The present disclosure provides a synchronization circuit, and the synchronization circuit includes an input interface module, a detection control module, a main control chip module, a master clock signal transmission module, a frame synchronization signal transmission module, and an output interface module. The master clock signal transmission module transmits the master clock signal input from the input interface module to the output interface module, and the frame synchronization signal transmission module transmits the frame synchronization signal input from the input interface module to the output interface module under the driving of the second control signal.
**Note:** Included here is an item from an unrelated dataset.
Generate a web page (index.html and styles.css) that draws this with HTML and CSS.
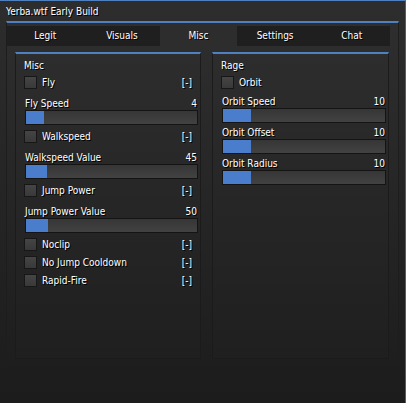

The master clock signal transmission module transmits the synchronization instruction signal generated by the main control chip module to the output interface module and the frame synchronization signal transmission module transmits the frame synchronization signal generated by the main control chip module to the output interface module under the driving of the first control signal. A plurality of cameras provided with the synchronization circuits can form a distributed camera system, where the master clock signal and frame synchronization signal for the image sensors inside all cameras are generated by a camera operating in a master mode. As a result, all cameras achieve an extremely high standard of frame synchronization in image generation, enhancing the picture synchronization of different cameras. This effectively resolves the technical problem of poor image synchronization among cameras in existing distributed camera systems.

In view of the above, although the present disclosure has been described with reference to the preferred embodiments, it is not intended to limit the present disclosure. Various modifications and changes may be made by those skilled in the art without departing from the spirit and scope of the present disclosure.

Accordingly, the scope of the present disclosure is defined by the appended claims.